Und was reizt Sie so am Caravaning?

Swen Dluzak: Ich bin gern in der Natur. Sie intensiv erleben, unterwegs sein, neue Eindrücke gewinnen und mit meiner Familie diese Eindrücke zu teilen, das ist für mich das größte Glück. Ausklinken aus dem, zugegeben, spannenden Alltag in der Stadt bedeutet für mich Ausgleich, Entspannung und Rückbesinnung auf die Themen, die mir wirklich wichtig sind.

Zur Person

Swen Dluzak, Jahrgang 1968, in Magdeburg geboren, Inhaber des auf Caravaning spezialisierten Ingenieurs- und Design-Dienstleistungsunternehmens DESKON.D sowie der Rocket Camper GmbH in Remshalden, begeistert sich nicht nur fürs Regattasegeln, sondern auch fürs Campen.
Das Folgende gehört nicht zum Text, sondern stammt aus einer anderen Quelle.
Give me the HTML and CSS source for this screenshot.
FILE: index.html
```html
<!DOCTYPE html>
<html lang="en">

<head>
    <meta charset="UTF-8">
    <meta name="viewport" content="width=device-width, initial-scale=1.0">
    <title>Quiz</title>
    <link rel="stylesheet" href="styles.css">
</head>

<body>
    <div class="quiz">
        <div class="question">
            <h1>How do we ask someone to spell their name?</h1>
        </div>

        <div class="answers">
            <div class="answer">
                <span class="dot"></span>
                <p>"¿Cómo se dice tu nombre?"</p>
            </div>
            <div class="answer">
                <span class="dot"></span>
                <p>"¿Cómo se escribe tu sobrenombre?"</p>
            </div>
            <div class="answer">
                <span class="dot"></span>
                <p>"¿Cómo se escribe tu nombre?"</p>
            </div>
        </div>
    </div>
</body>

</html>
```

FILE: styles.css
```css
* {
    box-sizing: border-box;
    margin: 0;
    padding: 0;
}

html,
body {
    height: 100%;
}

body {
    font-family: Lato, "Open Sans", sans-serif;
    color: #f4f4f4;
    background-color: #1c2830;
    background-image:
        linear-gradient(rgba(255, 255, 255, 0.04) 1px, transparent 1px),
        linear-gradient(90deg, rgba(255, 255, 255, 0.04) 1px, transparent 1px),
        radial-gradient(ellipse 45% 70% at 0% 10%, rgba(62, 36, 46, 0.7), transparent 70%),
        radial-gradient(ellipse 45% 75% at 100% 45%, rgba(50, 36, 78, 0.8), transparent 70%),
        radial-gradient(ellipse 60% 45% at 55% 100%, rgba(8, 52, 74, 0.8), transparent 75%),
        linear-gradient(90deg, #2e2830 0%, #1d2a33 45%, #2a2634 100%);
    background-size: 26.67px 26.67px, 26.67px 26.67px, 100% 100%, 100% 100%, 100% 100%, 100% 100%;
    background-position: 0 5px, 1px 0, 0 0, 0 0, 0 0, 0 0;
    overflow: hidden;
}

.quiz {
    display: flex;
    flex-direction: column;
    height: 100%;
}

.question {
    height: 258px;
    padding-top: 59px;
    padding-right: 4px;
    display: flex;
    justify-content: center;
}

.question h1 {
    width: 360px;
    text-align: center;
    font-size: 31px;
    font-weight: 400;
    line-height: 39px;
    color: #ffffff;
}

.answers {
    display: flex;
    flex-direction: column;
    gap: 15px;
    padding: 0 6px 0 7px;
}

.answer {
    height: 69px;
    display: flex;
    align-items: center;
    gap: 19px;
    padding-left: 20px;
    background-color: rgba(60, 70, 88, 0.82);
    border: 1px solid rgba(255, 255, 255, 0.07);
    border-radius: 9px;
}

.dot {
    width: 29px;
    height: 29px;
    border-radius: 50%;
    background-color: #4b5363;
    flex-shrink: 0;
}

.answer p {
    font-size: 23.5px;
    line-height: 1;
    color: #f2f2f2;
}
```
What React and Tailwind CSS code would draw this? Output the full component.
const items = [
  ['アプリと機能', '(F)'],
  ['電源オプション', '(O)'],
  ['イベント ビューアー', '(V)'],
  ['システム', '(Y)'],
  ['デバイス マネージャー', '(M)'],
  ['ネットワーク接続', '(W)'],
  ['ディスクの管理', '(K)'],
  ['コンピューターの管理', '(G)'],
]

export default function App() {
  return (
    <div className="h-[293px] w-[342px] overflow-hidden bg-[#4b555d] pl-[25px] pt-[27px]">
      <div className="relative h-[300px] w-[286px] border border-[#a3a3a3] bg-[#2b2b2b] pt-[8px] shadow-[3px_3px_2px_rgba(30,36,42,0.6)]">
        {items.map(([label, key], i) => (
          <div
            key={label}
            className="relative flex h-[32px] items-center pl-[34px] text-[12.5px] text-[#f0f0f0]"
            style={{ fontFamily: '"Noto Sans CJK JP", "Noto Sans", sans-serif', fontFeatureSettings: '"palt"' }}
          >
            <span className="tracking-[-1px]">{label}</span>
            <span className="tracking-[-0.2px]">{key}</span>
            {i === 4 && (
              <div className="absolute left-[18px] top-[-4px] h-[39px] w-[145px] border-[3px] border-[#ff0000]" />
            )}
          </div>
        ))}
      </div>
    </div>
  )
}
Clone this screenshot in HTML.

Von Kindesbeinen an ist der gelernte Karosseriebau-Ingenieur mit Booten, Zelten, Caravans und Reisemobilen unterwegs, hat bei Daimler-Benz, im Entwicklungsbüro der Hymer-Gruppe sowie bei KnausTabbert als Marken- und Produktverantwortlicher für die beiden Marken Knaus und Weinsberg gearbeitet.